Enhanced BTEX gas-sensing performance of CuO/SnO2 composite

Abstract

Series CuO/SnO2 composites for selectively sensing BTEX (benzene, toluene, ethylbenzene, and xylol) designed by a principle of catalytic oxidation were synthesized. The sensing materials were prepared by a facile microwave-assisted approach. The composites were characterized by X-ray diffraction (XRD), field emission scanning electron microscopy (FESEM), transmission electron microscopy (TEM) and high resolution transmission electron microscopy (HRTEM). TEM results reveal that the as-prepared SnO2 are nanoscaled porous particles.

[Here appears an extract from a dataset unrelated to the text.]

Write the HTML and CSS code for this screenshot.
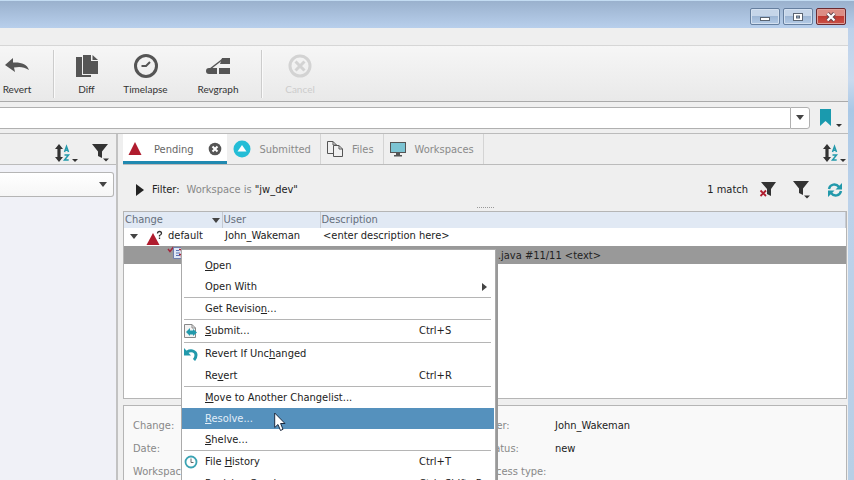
FILE: index.html
```html
<!DOCTYPE html>
<html lang="en">
<head>
  <meta charset="UTF-8">
  <meta name="viewport" content="width=device-width, initial-scale=1.0">
  <title>Pending Changelists</title>
  <link rel="stylesheet" href="styles.css">
</head>
<body>
  <!-- shared icons -->
  <svg class="defs" width="0" height="0" aria-hidden="true">
    <symbol id="sort" viewBox="0 0 24 20">
      <path d="M5 1 9 6H6.600V14H9L5 19 1 14H3.400V6H1z" fill="#333"/>
      <path d="M10.500 9 12.500 3.500 14.500 9M11.300 7.200h2.500M10.500 12h4l-4 5h4.200" fill="none" stroke="#2299ab" stroke-width="1.500"/>
      <path d="M18 16h6l-3 3z" fill="#333"/>
    </symbol>
    <symbol id="funnel" viewBox="0 0 18 18">
      <path d="M0 0H16L10 7.500V14L6 12V7.500z" fill="#333"/>
      <path d="M11 14.500h6l-3 3z" fill="#333"/>
    </symbol>
  </svg>

  <header class="titlebar">
    <button class="win-btn" aria-label="Minimize">
      <svg width="12" height="10" viewBox="0 0 12 10"><rect x="1.500" y="5.500" width="9" height="3" fill="#fff" stroke="#5a6472"/></svg>
    </button>
    <button class="win-btn" aria-label="Maximize">
      <svg width="12" height="10" viewBox="0 0 12 10"><rect x="1.500" y="1.500" width="9" height="7" fill="#fff" stroke="#5a6472"/><rect x="4.500" y="4" width="3" height="2" fill="#9db5d4" stroke="#5a6472"/></svg>
    </button>
    <button class="win-btn close" aria-label="Close">
      <svg width="12" height="10" viewBox="0 0 12 10"><path d="M2.500 1.500 9.500 8.500M9.500 1.500 2.500 8.500" stroke="#63454c" stroke-width="4"/><path d="M2.500 1.500 9.500 8.500M9.500 1.500 2.500 8.500" stroke="#fff" stroke-width="2.200"/></svg>
    </button>
  </header>

  <div class="window">
    <div class="menubar"></div>

    <nav class="toolbar">
      <button class="tool first">
        <svg width="26" height="26" viewBox="0 0 26 26"><path d="M1 12 9 5V9.500C17 9 23 11 25 17 20 13.500 15 13.500 10 14.500L11 19z" fill="#555"/></svg>
        Revert
      </button>
      <span class="sep"></span>
      <button class="tool diff">
        <svg width="26" height="26" viewBox="0 0 26 26"><path d="M2 4h6v18h9v2H2z" fill="#555"/><path d="M9 2h8v6h7v13H9z" fill="#555"/><path d="M18.500 2 24 7h-5.500z" fill="#555"/></svg>
        Diff
      </button>
      <button class="tool">
        <svg width="26" height="26" viewBox="0 0 26 26"><circle cx="13" cy="13" r="10.500" fill="none" stroke="#555" stroke-width="3"/><path d="M8.500 13H13L17 9" fill="none" stroke="#555" stroke-width="2"/></svg>
        Timelapse
      </button>
      <button class="tool wide">
        <svg width="26" height="26" viewBox="0 0 26 26"><path d="M5 16 18 6" stroke="#555" stroke-width="1.500"/><path d="M17 5h8v6H15zM14 15h11v6H14zM4 15h8v6H4q-3 0-3-3t3-3z" fill="#555"/></svg>
        Revgraph
      </button>
      <span class="sep"></span>
      <button class="tool cancel" disabled>
        <svg width="26" height="26" viewBox="0 0 26 26"><circle cx="13" cy="13" r="10" fill="none" stroke="#d3d3d3" stroke-width="3"/><path d="M8.500 8.500 17.500 17.500M17.500 8.500 8.500 17.500" stroke="#d3d3d3" stroke-width="3"/></svg>
        Cancel
      </button>
    </nav>

    <div class="address">
      <input type="text" aria-label="Address">
      <button class="drop" aria-label="Show history"><span class="arrow"></span></button>
      <button class="bookmark" aria-label="Bookmarks">
        <svg width="24" height="20" viewBox="0 0 24 20"><path d="M1 1h11v17l-5.500-5L1 18z" fill="#1a9aae"/><path d="M17 16h6l-3 3z" fill="#333"/></svg>
      </button>
    </div>

    <main class="panes">
      <aside class="left">
        <div class="left-tools">
          <button aria-label="Sort"><svg width="24" height="20"><use href="#sort"/></svg></button>
          <button aria-label="Filter"><svg width="18" height="18"><use href="#funnel"/></svg></button>
        </div>
        <div class="picker">
          <select aria-label="Workspace"><option></option></select>
          <span class="arrow"></span>
        </div>
      </aside>

      <section class="right">
        <div class="tabs">
          <button class="tab active">
            <svg width="14" height="14" viewBox="0 0 14 14"><path d="M7 0 13.500 13H.5z" fill="#b01c2e"/></svg>
            <span class="pending">Pending</span>
            <svg width="14" height="14" viewBox="0 0 14 14"><circle cx="7" cy="7" r="6.300" fill="#555"/><path d="M4.500 4.500l5 5M9.500 4.500l-5 5" stroke="#fff" stroke-width="2"/></svg>
          </button>
          <button class="tab">
            <svg width="18" height="18" viewBox="0 0 18 18"><circle cx="9" cy="9" r="8.500" fill="#24bdd6"/><path d="M9 5 13.500 11.500h-9z" fill="#fff"/></svg>
            <span>Submitted</span>
          </button>
          <button class="tab">
            <svg width="16" height="18" viewBox="0 0 16 18"><g fill="#f0f0f0" stroke="#555"><path d="M.5 1.500H6L9.500 5V13.500H.5z"/><path d="M6 1.500V5H9.500" fill="none"/><path d="M6.500 5.500H12L15.500 9V16.500H6.500z"/><path d="M12 5.500V9H15.500" fill="none"/></g></svg>
            <span>Files</span>
          </button>
          <button class="tab">
            <svg width="16" height="16" viewBox="0 0 16 16"><rect x=".5" y="1.500" width="15" height="10" fill="#7cc4d3" stroke="#555"/><path d="M6 12h4v2h2v1.500H4V14h2z" fill="#555"/></svg>
            <span>Workspaces</span>
          </button>
          <button class="tab-sort" aria-label="Sort"><svg width="24" height="20"><use href="#sort"/></svg></button>
        </div>

        <div class="filter">
          <svg width="8" height="12" viewBox="0 0 8 12"><path d="M0 0 8 6 0 12z" fill="#222"/></svg>
          <span>Filter:</span>
          <span class="query">Workspace is <b>"jw_dev"</b></span>
          <span class="match">1 match</span>
          <button aria-label="Clear filter">
            <svg width="18" height="18" viewBox="0 0 18 18"><path d="M2 1H17L12 8V15L8 13V8z" fill="#333"/><path d="M1.500 9.500 7 15M7 9.500 1.500 15" stroke="#b01c2e" stroke-width="1.800"/></svg>
          </button>
          <button aria-label="Filter"><svg width="18" height="18"><use href="#funnel"/></svg></button>
          <button aria-label="Refresh">
            <svg width="16" height="16" viewBox="0 0 16 16"><path d="M2 7C3 2 9 1 12 5M14 9C13 14 7 15 4 11" fill="none" stroke="#2299ab" stroke-width="2.400"/><path d="M15 1V7.500H8.500zM1 15V8.500H7.500z" fill="#2299ab"/></svg>
          </button>
        </div>
        <div class="grip"></div>

        <div class="list">
          <table>
            <colgroup><col class="c-change"><col class="c-user"><col></colgroup>
            <thead>
              <tr><th><div class="sorted">Change <span class="arrow"></span></div></th><th>User</th><th>Description</th></tr>
            </thead>
            <tbody>
              <tr>
                <td>
                  <div class="change">
                    <span class="arrow"></span>
                    <svg width="18" height="16" viewBox="0 0 18 16"><path d="M7 3 13.500 15H.5z" fill="#b01c2e"/><path d="M11.500 3.500Q11.500 1.500 13.500 1.500T15.500 3.500Q15.500 4.500 13.500 5.500V6.500M13.500 7.500V9" fill="none" stroke="#333" stroke-width="1.300"/></svg>
                    default
                  </div>
                </td>
                <td>John_Wakeman</td>
                <td>&lt;enter description here&gt;</td>
              </tr>
              <tr class="selected">
                <td colspan="2">
                  <svg width="20" height="16" viewBox="0 0 20 16"><path d="M1 3 3 5.500 6.500 1" fill="none" stroke="#a3263c" stroke-width="1.500"/><path d="M6.500 1.500H17V12.500H6.500z" fill="#dfe8f6" stroke="#6d7fae"/><path d="M9 4.500h3M9 7h4M9 9.500h4" stroke="#5874b4"/><path d="M12 3.500h2.500v2M12 8.500h2.500v3" fill="none" stroke="#a3263c" stroke-width="1.500"/></svg>
                </td>
                <td><span class="file">t.java #11/11 &lt;text&gt;</span></td>
              </tr>
            </tbody>
          </table>
        </div>

        <dl class="details">
          <dt>Change:</dt><dd></dd><dt>User:</dt><dd>John_Wakeman</dd>
          <dt>Date:</dt><dd></dd><dt>Status:</dt><dd>new</dd>
          <dt>Workspace:</dt><dd></dd><dt>Access type:</dt><dd></dd>
        </dl>
      </section>
    </main>
  </div>

  <div class="context-menu" role="menu">
    <button role="menuitem"><span><u>O</u>pen</span></button>
    <button role="menuitem"><span>Open With</span><i class="sub"></i></button>
    <hr>
    <button role="menuitem"><span>Get Revisio<u>n</u>...</span></button>
    <hr>
    <button role="menuitem" class="has-icon">
      <svg width="14" height="16" viewBox="0 0 14 16"><path d="M.5 1.500H8L11.500 5V14.500H.5z" fill="#f3f3f3" stroke="#888"/><path d="M8 1.500V5h3.500" fill="none" stroke="#888"/><path d="M2 9 6 5V7.500H9V6L13 9.500 9 13V11.500H6V13z" fill="#2299ab"/></svg>
      <span><u>S</u>ubmit...</span><kbd>Ctrl+S</kbd>
    </button>
    <hr>
    <button role="menuitem" class="has-icon">
      <svg width="14" height="14" viewBox="0 0 14 14"><path d="M3 5C8 2 12 5 12 8Q12 11 10 13" fill="none" stroke="#2299ab" stroke-width="3"/><path d="M0 1V8.500H7z" fill="#2299ab"/></svg>
      <span>Revert If Unc<u>h</u>anged</span>
    </button>
    <button role="menuitem"><span>Re<u>v</u>ert</span><kbd>Ctrl+R</kbd></button>
    <hr>
    <button role="menuitem"><span><u>M</u>ove to Another Changelist...</span></button>
    <button role="menuitem" class="hover"><span><u>R</u>esolve...</span></button>
    <button role="menuitem"><span><u>S</u>helve...</span></button>
    <hr>
    <button role="menuitem" class="has-icon">
      <svg width="14" height="14" viewBox="0 0 14 14"><circle cx="7" cy="7" r="5.500" fill="#fff" stroke="#3ba3b3" stroke-width="1.800"/><path d="M7 3.500V7.500H9.500" fill="none" stroke="#666"/></svg>
      <span>File <u>H</u>istory</span><kbd>Ctrl+T</kbd>
    </button>
    <button role="menuitem"><span>Revision Graph</span><kbd>Ctrl+Shift+R</kbd></button>
  </div>

  <svg class="cursor" width="12" height="20" viewBox="0 0 12 20"><path d="M.7 1V15.500L4 12.500 6.500 18.500 9 17.300 6.600 11.500H11z" fill="#fff" stroke="#1c2b40"/></svg>
</body>
</html>
```
FILE: styles.css
```css
* {
  box-sizing: border-box;
}

body {
  margin: 0;
  height: 100vh;
  display: flex;
  flex-direction: column;
  position: relative;
  overflow: hidden;
  background: linear-gradient(#b5cce8, #c9daee 80px, #a9c8e6 110px, #bcd2ea 200px, #b8cfe6);
  color: #222;
  font-family: "DejaVu Sans Condensed", "Noto Sans", sans-serif;
  font-size: 11px;
  line-height: 16px;
}

button {
  padding: 0;
  border: 0;
  background: none;
  color: inherit;
  font: inherit;
}

svg {
  display: block;
  flex: none;
}

.defs {
  position: absolute;
}

.arrow {
  flex: none;
  border: 4px solid transparent;
  border-top: 5px solid #444;
  border-bottom: 0;
}

/* Title bar */
.titlebar {
  height: 28px;
  flex: none;
  display: flex;
  justify-content: flex-end;
  gap: 3px;
  padding: 7px 8px 0 0;
  border-top: 1px solid #c3dcf2;
  background: linear-gradient(#9ab1cd, #b8cfec);
}

.win-btn {
  width: 30px;
  height: 17px;
  display: flex;
  align-items: center;
  justify-content: center;
  border: 1px solid #667f9f;
  border-radius: 2px;
  background: linear-gradient(#c5d5e9 45%, #9db6d5 50%, #b4cbe6);
  box-shadow: inset 0 0 0 1px #d3e0f0;
}

.win-btn.close {
  border-color: #6b2a30;
  background: linear-gradient(#dc8d84 45%, #c03930 50%, #ca5148);
  box-shadow: inset 0 0 0 1px #dea09a;
}

.window {
  flex: 1;
  min-height: 0;
  display: flex;
  flex-direction: column;
  margin-right: 6px;
  background: #efefef;
}

.menubar {
  height: 18px;
  flex: none;
  border-bottom: 1px solid #d6d6d6;
}

/* Toolbar */
.toolbar {
  height: 56px;
  flex: none;
  display: flex;
  align-items: center;
  border-bottom: 1px solid #aaa;
  background: linear-gradient(#f6f6f6, #e9e9e9);
  font-family: Lato, sans-serif;
  font-size: 10px;
}

.tool {
  width: 59px;
  display: flex;
  flex-direction: column;
  align-items: center;
  gap: 2px;
  padding-top: 2px;
  color: #333;
}

.tool.first {
  width: 34px;
  margin-right: 19px;
}

.tool.diff {
  margin-left: 2px;
}

.tool.wide {
  width: 86px;
}

.tool.cancel {
  width: 74px;
  color: #ccc;
}

.sep {
  width: 2px;
  height: 48px;
  border-left: 1px solid #ccc;
  background: #fafafa;
}

/* Address bar */
.address {
  height: 32px;
  flex: none;
  display: flex;
  align-items: center;
  padding-right: 5px;
  border-bottom: 1px solid #bbb;
}

.address input {
  flex: 1;
  min-width: 0;
  height: 22px;
  border: 1px solid #b0b0b0;
  border-width: 1px 0;
  background: #fff;
  font: inherit;
}

.drop {
  width: 20px;
  height: 22px;
  display: flex;
  align-items: center;
  justify-content: center;
  border: 1px solid #b0b0b0;
  border-radius: 0 3px 3px 0;
  background: #fff;
}

.bookmark {
  margin-left: 9px;
}

/* Panes */
.panes {
  flex: 1;
  min-height: 0;
  display: flex;
}

.left {
  width: 118px;
  flex: none;
  border-right: 2px solid #c2c2c2;
  background: #f0f1f7;
}

.left-tools {
  height: 31px;
  display: flex;
  align-items: center;
  justify-content: flex-end;
  gap: 14px;
  padding: 8px 6px 0 0;
  border-bottom: 1px solid #bbb;
  background: #efefef;
}

.picker {
  position: relative;
  margin: 7px 2px 0 0;
}

.picker select {
  display: block;
  width: 100%;
  height: 25px;
  appearance: none;
  border: 1px solid #b5b5b5;
  border-left: 0;
  border-radius: 0 3px 3px 0;
  background: linear-gradient(#fff, #f6f6f6);
}

.picker .arrow {
  position: absolute;
  right: 7px;
  top: 10px;
}

.right {
  flex: 1;
  min-width: 0;
  display: flex;
  flex-direction: column;
  padding: 0 1px 0 5px;
}

.tabs {
  height: 31px;
  flex: none;
  display: flex;
  border-bottom: 1px solid #bbb;
}

.tab {
  display: flex;
  align-items: center;
  gap: 9px;
  padding: 0 9px 0 6px;
  border-right: 1px solid #d4d4d4;
  color: #8a8a8a;
}

.tab span {
  padding-top: 2px;
}

.tab.active {
  padding: 3px 5px 0 5px;
  gap: 12px;
  border-right: 0;
  border-bottom: 3px solid #2089b0;
  background: #fff;
  color: #666;
}

.tab .pending {
  margin-right: 2px;
}

.tab-sort {
  margin: 8px 1px 0 auto;
}

.filter {
  height: 42px;
  flex: none;
  display: flex;
  align-items: center;
  gap: 7px;
  padding: 7px 4px 0 13px;
}

.filter > svg {
  margin-right: 1px;
}

.query {
  color: #888;
}

.query b {
  color: #222;
  font-weight: normal;
}

.match {
  margin-left: auto;
}

.filter button {
  margin-left: 4px;
}

.filter button + button {
  margin-left: 9px;
}

.grip {
  width: 17px;
  height: 4px;
  flex: none;
  align-self: center;
  border-top: 1px dotted #999;
}

/* Changelists */
.list {
  flex: 1;
  min-height: 0;
  margin-bottom: 6px;
  overflow: hidden;
  border: 1px solid #b5b5b5;
  background: #fff;
}

table {
  width: 100%;
  table-layout: fixed;
  border-collapse: collapse;
}

.c-change,
.c-user {
  width: 98px;
}

th {
  height: 16px;
  padding: 0 2px 0 1px;
  border-right: 1px solid #c5cad2;
  background: #e1e9f4;
  color: #666f7c;
  font-weight: normal;
  line-height: 16px;
  text-align: left;
}

.sorted {
  display: flex;
  align-items: center;
  justify-content: space-between;
}

td {
  height: 18px;
  padding: 0 0 2px 3px;
  line-height: 16px;
}

.change {
  display: flex;
  align-items: center;
  gap: 6px;
  padding-left: 3px;
}

.change svg {
  margin: 2px -2px -2px 2px;
}

.selected {
  background: #999;
}

.selected td {
  padding: 2px 0 0 3px;
}

.selected svg {
  margin: -2px 0 2px 40px;
}

.file {
  margin-left: 171px;
}

/* Changelist details */
.details {
  flex: none;
  display: grid;
  grid-template-columns: 72px 279px 71px 1fr;
  row-gap: 7px;
  margin: 0;
  padding: 12px 0 0 9px;
  border: 1px solid #b5b5b5;
  border-bottom: 0;
  background: #f9f9f9;
}

.details dt {
  color: #888;
}

.details dd {
  margin: 0;
}

/* Context menu */
.context-menu {
  position: absolute;
  left: 181px;
  top: 249px;
  width: 315px;
  padding: 5px 1px 0 0;
  border: 1px solid #aaa;
  background: #fff;
  box-shadow: 1px -1px 0 1px #999;
}

.context-menu button {
  display: flex;
  align-items: center;
  position: relative;
  width: 100%;
  height: 21px;
  padding-left: 23px;
  text-align: left;
}

.context-menu button.has-icon {
  height: 22px;
  padding-left: 2px;
}

.has-icon svg {
  width: 14px;
  margin-right: 7px;
}

.context-menu span {
  flex: 1;
}

.context-menu kbd {
  width: 75px;
  font: inherit;
}

.context-menu hr {
  height: 1px;
  margin: 0 3px 0 2px;
  border: 0;
  background: #b5b5b5;
}

.context-menu .hover {
  background: #5591bd;
  color: #e2eef8;
}

.sub {
  margin-right: 7px;
  border: 4px solid transparent;
  border-left: 5px solid #444;
  border-right: 0;
}

.cursor {
  position: absolute;
  left: 274px;
  top: 412px;
}
```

For 3mol% CuO/SnO2 composite, the existence of CuO nanoparticles is proved by EDS and HRTEM. Gas sensing results of side-heating sensors display that the CuO/SnO2 composites sensors compared with pristine SnO2 sensor have much better responses to BTEX rather than other VOCs such as ethanol, acetone, methanol, formaldehyde and ammonia. Among these CuO/SnO2 composites, the sensor based on 3mol% CuO/SnO2 composite has the best selectivity and sensitivity for BTEX. At the optimal working temperature of 280°C, the response value of the sensor to 50ppm BTEX are more than 6 times. Excellent gas sensitive performance of 3mol% CuO/SnO2 based sensor to BTEX belongs to the addition of catalyst CuO.